▶ **Task instructions**
Images should be left out, and everything else in the listing reproduced exactly.

--- BEGIN Data extract ---

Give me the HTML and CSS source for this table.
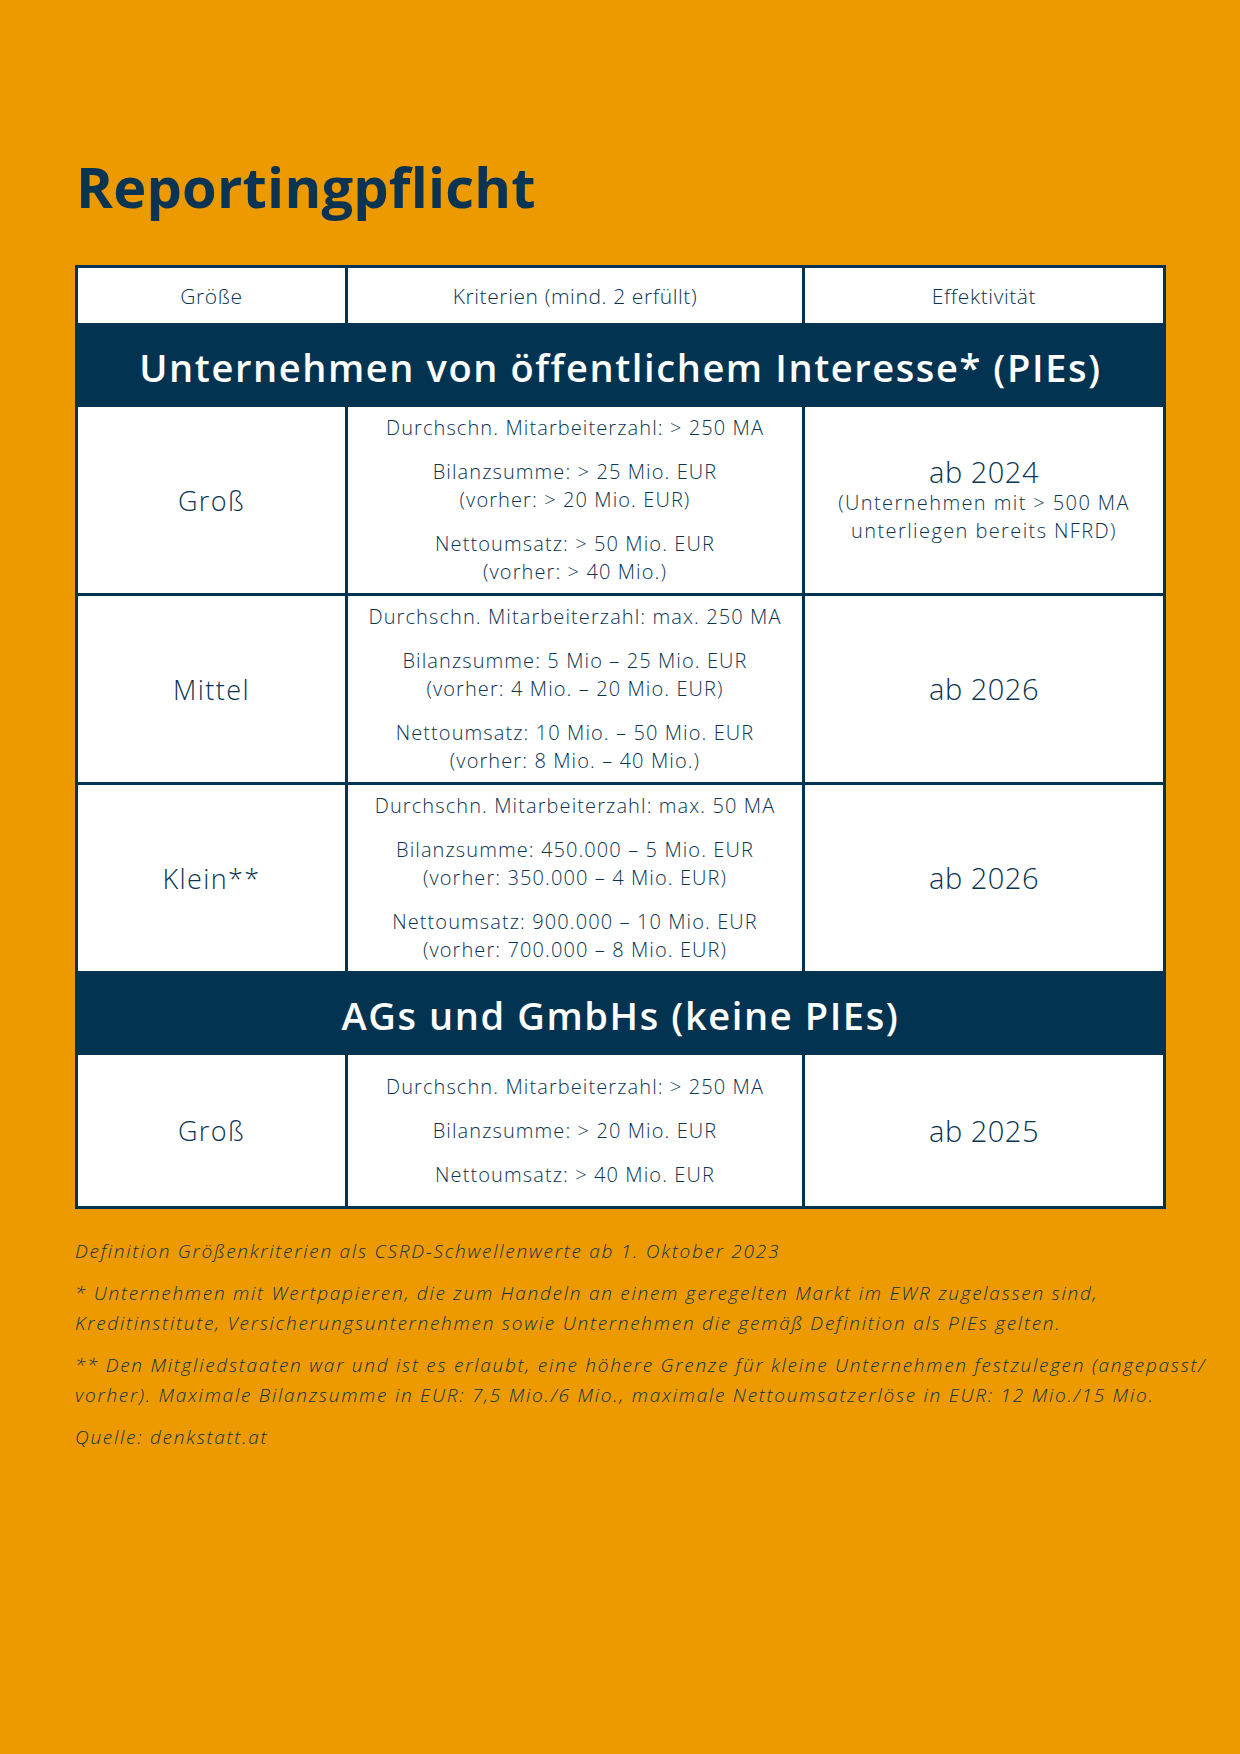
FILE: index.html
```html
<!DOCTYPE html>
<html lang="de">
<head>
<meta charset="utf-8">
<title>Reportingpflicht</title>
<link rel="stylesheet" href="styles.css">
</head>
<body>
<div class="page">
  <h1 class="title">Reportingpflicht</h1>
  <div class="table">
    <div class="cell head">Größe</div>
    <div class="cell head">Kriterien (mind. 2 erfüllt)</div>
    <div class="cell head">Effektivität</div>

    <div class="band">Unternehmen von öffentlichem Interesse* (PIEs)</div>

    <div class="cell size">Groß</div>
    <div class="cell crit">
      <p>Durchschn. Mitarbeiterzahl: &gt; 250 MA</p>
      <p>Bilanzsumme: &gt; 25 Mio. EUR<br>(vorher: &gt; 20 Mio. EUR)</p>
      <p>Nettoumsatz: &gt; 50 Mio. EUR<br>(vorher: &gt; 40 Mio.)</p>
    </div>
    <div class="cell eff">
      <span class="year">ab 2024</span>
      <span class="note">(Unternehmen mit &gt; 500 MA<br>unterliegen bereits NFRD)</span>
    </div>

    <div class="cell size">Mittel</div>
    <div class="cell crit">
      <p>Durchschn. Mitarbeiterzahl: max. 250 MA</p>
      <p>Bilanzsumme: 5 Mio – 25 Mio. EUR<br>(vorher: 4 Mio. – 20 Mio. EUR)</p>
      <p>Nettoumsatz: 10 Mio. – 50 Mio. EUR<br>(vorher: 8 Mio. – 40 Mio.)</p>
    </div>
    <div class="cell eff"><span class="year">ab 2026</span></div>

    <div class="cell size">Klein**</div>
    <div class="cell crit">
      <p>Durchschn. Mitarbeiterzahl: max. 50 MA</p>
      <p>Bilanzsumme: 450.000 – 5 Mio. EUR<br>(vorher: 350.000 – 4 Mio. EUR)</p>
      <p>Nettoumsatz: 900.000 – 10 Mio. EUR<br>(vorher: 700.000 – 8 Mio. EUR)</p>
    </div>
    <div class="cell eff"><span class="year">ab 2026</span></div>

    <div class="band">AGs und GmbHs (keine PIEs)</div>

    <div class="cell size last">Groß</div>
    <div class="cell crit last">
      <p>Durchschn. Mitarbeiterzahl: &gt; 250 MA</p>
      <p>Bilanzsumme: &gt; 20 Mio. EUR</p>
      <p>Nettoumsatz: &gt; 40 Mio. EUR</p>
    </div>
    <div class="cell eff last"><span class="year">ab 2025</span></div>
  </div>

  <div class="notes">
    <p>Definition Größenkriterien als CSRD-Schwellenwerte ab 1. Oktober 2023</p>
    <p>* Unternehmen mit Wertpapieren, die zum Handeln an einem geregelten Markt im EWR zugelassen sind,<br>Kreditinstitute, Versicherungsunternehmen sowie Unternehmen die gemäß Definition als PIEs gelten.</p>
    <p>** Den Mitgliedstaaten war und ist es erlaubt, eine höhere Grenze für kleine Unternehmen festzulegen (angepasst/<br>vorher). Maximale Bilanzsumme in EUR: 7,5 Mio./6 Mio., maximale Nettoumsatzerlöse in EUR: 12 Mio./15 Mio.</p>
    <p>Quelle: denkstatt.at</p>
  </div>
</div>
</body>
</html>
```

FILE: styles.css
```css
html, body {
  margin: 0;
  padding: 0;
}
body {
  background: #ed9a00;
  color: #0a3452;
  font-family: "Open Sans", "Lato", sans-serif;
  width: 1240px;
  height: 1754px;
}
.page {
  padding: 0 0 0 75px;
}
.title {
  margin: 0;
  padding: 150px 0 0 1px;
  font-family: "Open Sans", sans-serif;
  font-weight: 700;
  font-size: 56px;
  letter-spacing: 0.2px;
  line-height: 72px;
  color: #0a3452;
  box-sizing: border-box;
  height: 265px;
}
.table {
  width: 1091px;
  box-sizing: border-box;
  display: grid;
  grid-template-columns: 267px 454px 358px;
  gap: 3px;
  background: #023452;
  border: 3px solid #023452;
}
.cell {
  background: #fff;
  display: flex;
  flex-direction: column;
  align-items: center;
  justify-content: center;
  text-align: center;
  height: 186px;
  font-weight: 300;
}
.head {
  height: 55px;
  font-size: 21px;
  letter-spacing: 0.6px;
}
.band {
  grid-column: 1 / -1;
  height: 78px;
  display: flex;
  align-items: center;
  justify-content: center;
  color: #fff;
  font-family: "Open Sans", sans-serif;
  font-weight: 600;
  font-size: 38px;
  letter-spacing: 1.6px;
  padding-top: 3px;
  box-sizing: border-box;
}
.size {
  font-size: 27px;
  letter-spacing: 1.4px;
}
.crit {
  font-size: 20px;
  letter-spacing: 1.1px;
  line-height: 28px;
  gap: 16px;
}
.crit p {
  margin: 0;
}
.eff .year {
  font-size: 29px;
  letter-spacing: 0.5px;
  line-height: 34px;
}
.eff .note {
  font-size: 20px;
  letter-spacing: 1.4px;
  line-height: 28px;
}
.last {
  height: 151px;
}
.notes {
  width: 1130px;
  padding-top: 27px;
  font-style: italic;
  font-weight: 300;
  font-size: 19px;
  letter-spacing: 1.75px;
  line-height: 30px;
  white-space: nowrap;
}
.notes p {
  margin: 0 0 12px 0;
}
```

--- END Data extract ---

▶ **Output below**
Give me the HTML and CSS source for this table.
FILE: index.html
```html
<!DOCTYPE html>
<html lang="de">
<head>
<meta charset="utf-8">
<title>Reportingpflicht</title>
<link rel="stylesheet" href="styles.css">
</head>
<body>
<div class="page">
  <h1 class="title">Reportingpflicht</h1>
  <div class="table">
    <div class="cell head">Größe</div>
    <div class="cell head">Kriterien (mind. 2 erfüllt)</div>
    <div class="cell head">Effektivität</div>

    <div class="band">Unternehmen von öffentlichem Interesse* (PIEs)</div>

    <div class="cell size">Groß</div>
    <div class="cell crit">
      <p>Durchschn. Mitarbeiterzahl: &gt; 250 MA</p>
      <p>Bilanzsumme: &gt; 25 Mio. EUR<br>(vorher: &gt; 20 Mio. EUR)</p>
      <p>Nettoumsatz: &gt; 50 Mio. EUR<br>(vorher: &gt; 40 Mio.)</p>
    </div>
    <div class="cell eff">
      <span class="year">ab 2024</span>
      <span class="note">(Unternehmen mit &gt; 500 MA<br>unterliegen bereits NFRD)</span>
    </div>

    <div class="cell size">Mittel</div>
    <div class="cell crit">
      <p>Durchschn. Mitarbeiterzahl: max. 250 MA</p>
      <p>Bilanzsumme: 5 Mio – 25 Mio. EUR<br>(vorher: 4 Mio. – 20 Mio. EUR)</p>
      <p>Nettoumsatz: 10 Mio. – 50 Mio. EUR<br>(vorher: 8 Mio. – 40 Mio.)</p>
    </div>
    <div class="cell eff"><span class="year">ab 2026</span></div>

    <div class="cell size">Klein**</div>
    <div class="cell crit">
      <p>Durchschn. Mitarbeiterzahl: max. 50 MA</p>
      <p>Bilanzsumme: 450.000 – 5 Mio. EUR<br>(vorher: 350.000 – 4 Mio. EUR)</p>
      <p>Nettoumsatz: 900.000 – 10 Mio. EUR<br>(vorher: 700.000 – 8 Mio. EUR)</p>
    </div>
    <div class="cell eff"><span class="year">ab 2026</span></div>

    <div class="band">AGs und GmbHs (keine PIEs)</div>

    <div class="cell size last">Groß</div>
    <div class="cell crit last">
      <p>Durchschn. Mitarbeiterzahl: &gt; 250 MA</p>
      <p>Bilanzsumme: &gt; 20 Mio. EUR</p>
      <p>Nettoumsatz: &gt; 40 Mio. EUR</p>
    </div>
    <div class="cell eff last"><span class="year">ab 2025</span></div>
  </div>

  <div class="notes">
    <p>Definition Größenkriterien als CSRD-Schwellenwerte ab 1. Oktober 2023</p>
    <p>* Unternehmen mit Wertpapieren, die zum Handeln an einem geregelten Markt im EWR zugelassen sind,<br>Kreditinstitute, Versicherungsunternehmen sowie Unternehmen die gemäß Definition als PIEs gelten.</p>
    <p>** Den Mitgliedstaaten war und ist es erlaubt, eine höhere Grenze für kleine Unternehmen festzulegen (angepasst/<br>vorher). Maximale Bilanzsumme in EUR: 7,5 Mio./6 Mio., maximale Nettoumsatzerlöse in EUR: 12 Mio./15 Mio.</p>
    <p>Quelle: denkstatt.at</p>
  </div>
</div>
</body>
</html>
```

FILE: styles.css
```css
html, body {
  margin: 0;
  padding: 0;
}
body {
  background: #ed9a00;
  color: #0a3452;
  font-family: "Open Sans", "Lato", sans-serif;
  width: 1240px;
  height: 1754px;
}
.page {
  padding: 0 0 0 75px;
}
.title {
  margin: 0;
  padding: 150px 0 0 1px;
  font-family: "Open Sans", sans-serif;
  font-weight: 700;
  font-size: 56px;
  letter-spacing: 0.2px;
  line-height: 72px;
  color: #0a3452;
  box-sizing: border-box;
  height: 265px;
}
.table {
  width: 1091px;
  box-sizing: border-box;
  display: grid;
  grid-template-columns: 267px 454px 358px;
  gap: 3px;
  background: #023452;
  border: 3px solid #023452;
}
.cell {
  background: #fff;
  display: flex;
  flex-direction: column;
  align-items: center;
  justify-content: center;
  text-align: center;
  height: 186px;
  font-weight: 300;
}
.head {
  height: 55px;
  font-size: 21px;
  letter-spacing: 0.6px;
}
.band {
  grid-column: 1 / -1;
  height: 78px;
  display: flex;
  align-items: center;
  justify-content: center;
  color: #fff;
  font-family: "Open Sans", sans-serif;
  font-weight: 600;
  font-size: 38px;
  letter-spacing: 1.6px;
  padding-top: 3px;
  box-sizing: border-box;
}
.size {
  font-size: 27px;
  letter-spacing: 1.4px;
}
.crit {
  font-size: 20px;
  letter-spacing: 1.1px;
  line-height: 28px;
  gap: 16px;
}
.crit p {
  margin: 0;
}
.eff .year {
  font-size: 29px;
  letter-spacing: 0.5px;
  line-height: 34px;
}
.eff .note {
  font-size: 20px;
  letter-spacing: 1.4px;
  line-height: 28px;
}
.last {
  height: 151px;
}
.notes {
  width: 1130px;
  padding-top: 27px;
  font-style: italic;
  font-weight: 300;
  font-size: 19px;
  letter-spacing: 1.75px;
  line-height: 30px;
  white-space: nowrap;
}
.notes p {
  margin: 0 0 12px 0;
}
```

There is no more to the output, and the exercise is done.